Performance, SLAs and false positives
Require service level agreements (SLA) for scan windows, time to triage and re-test turnaround. Ask vendors for measured false positive rates and sample reports showing risk ratings, proof-of-concept evidence and remediation steps. Look for vendors who map findings to CVE identifiers and the NIST National Vulnerability Database so fixes tie directly to patch releases NVD, NIST.
Regulatory and UK market fit
Confirm the provider understands UK GDPR, the Information Commissioner’s Office (ICO) expectations and the National Cyber Security Centre (NCSC) guidance on vulnerability management. For regulated sectors, ask about evidence packages for auditors and support during contractual security reviews. We also check contractual clauses around SLAs and data handling to ensure the provider meets our clients’ compliance needs.
❓ Frequently asked questions
Do I still need penetration testing if I run regular vulnerability scans?
Penetration testing proves exploitability and attack chains, while a vulnerability scan only identifies potential weaknesses. Penetration tests should be run at least annually or after major changes, with vulnerability scans used for continuous coverage. The decision depends on your risk tolerance, regulatory duties and how complex your attack surface is.
How long does it take to implement vulnerability scanning?
Basic external scans can be live in days, while authenticated, estate-wide scanning typically takes four to eight weeks. Time depends on collecting credentials, building an accurate asset inventory and integrating results with ticketing. Include at least one validation cycle and a stakeholder walkthrough before you consider the programme operational.
Can vulnerability scanning be fully outsourced?

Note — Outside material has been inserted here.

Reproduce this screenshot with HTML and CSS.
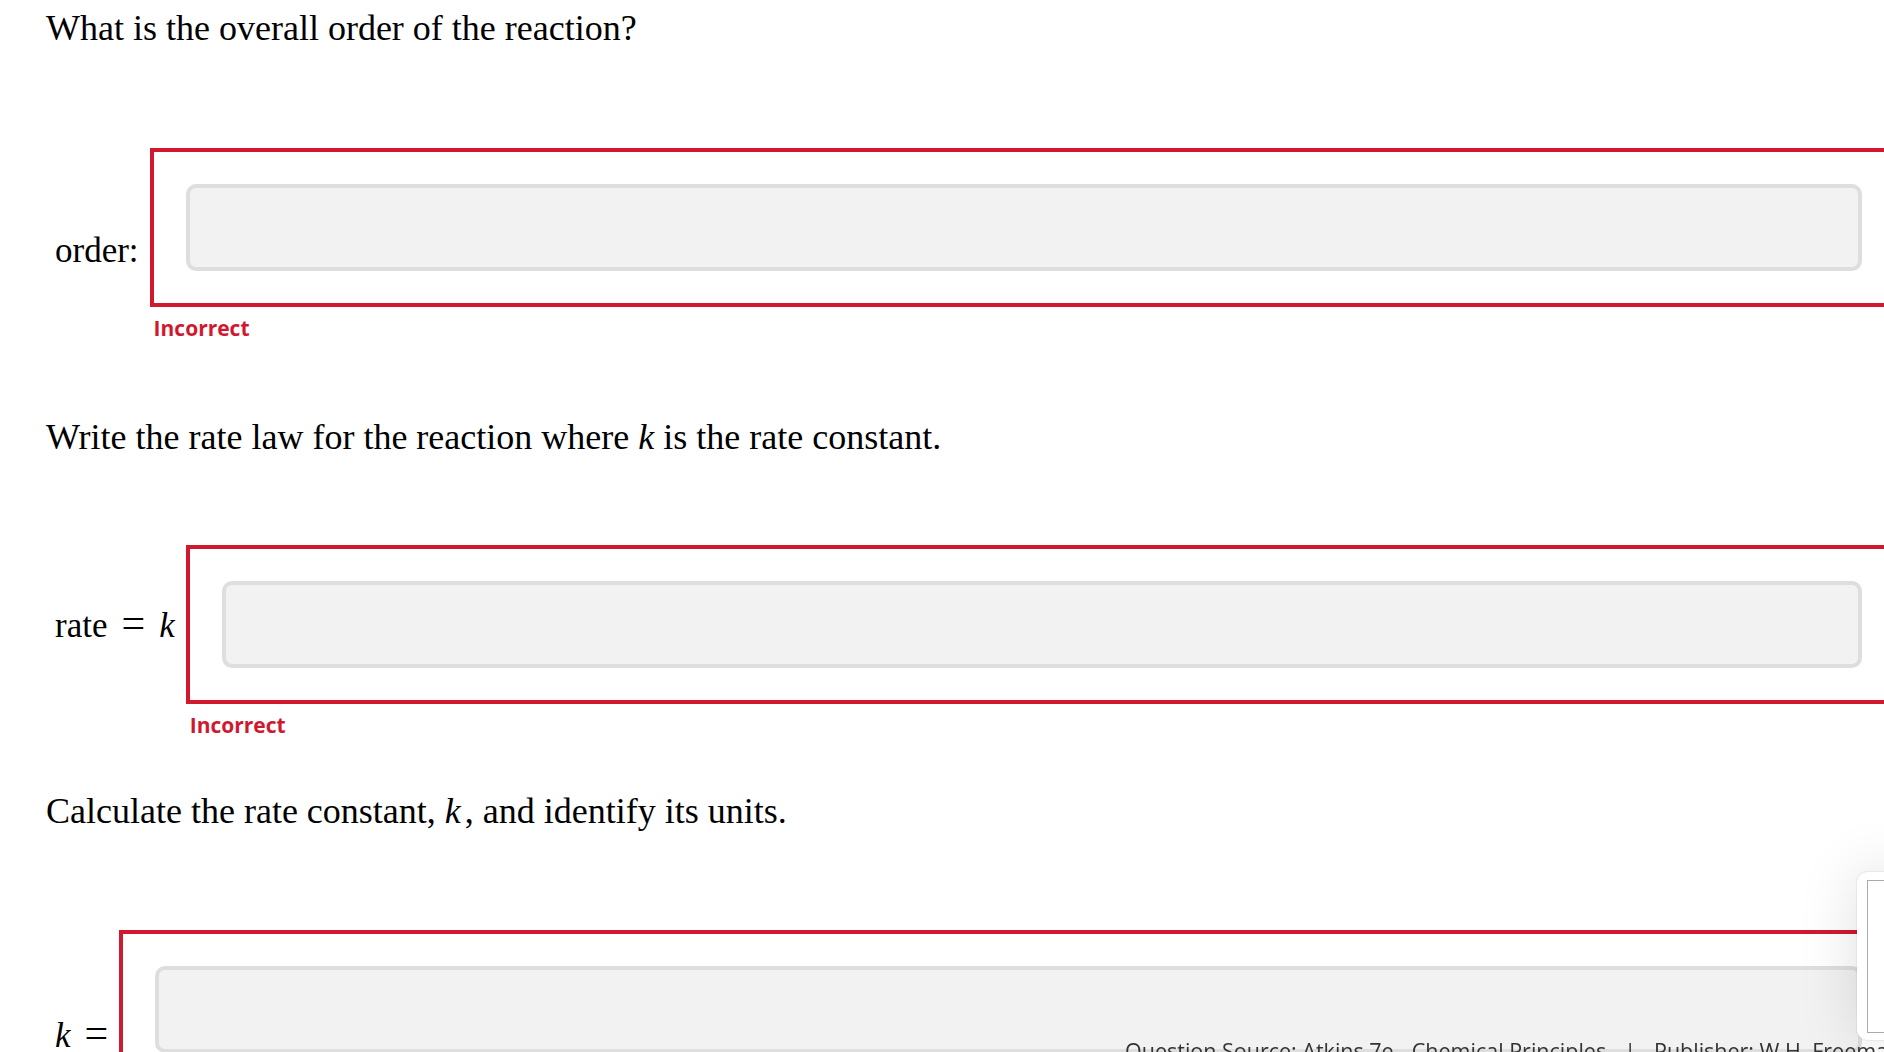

Yes, scanning can be fully outsourced to a managed service that runs scans, validates findings and tracks remediation, but internal owners must retain risk decisions. Check service level agreements, evidence delivery and whether the supplier will run authenticated scans in production. Outsourcing is common among mid-market UK firms without dedicated security teams.
What is the ROI of regular vulnerability scanning?
The main ROI is reduced exposure days, fewer incidents and lower remediation costs compared with reactive fixes. Measure return with mean time to remediate, count of exploitable findings and incident frequency. Typical ROI realisation ranges from six to 18 months depending on patch velocity and your team’s capacity.
Will vulnerability scans break my systems?
Unauthenticated external scans are low risk, but authenticated scans and active web probes can destabilise fragile applications. Require vendors to provide a testing plan, maintenance windows and rollback steps. Start with discovery and non-intrusive scans, then agree escalation rules for deeper, potentially intrusive checks.
How do vulnerability scans tie into compliance with UK GDPR and Cyber Essentials?
Vulnerability scans provide evidence of technical monitoring that supports UK GDPR obligations under the Information Commissioner’s Office guidance and help meet Cyber Essentials patching and configuration checks. Scans must sit alongside an asset inventory, patch management and documented policies to form a defensible compliance programme.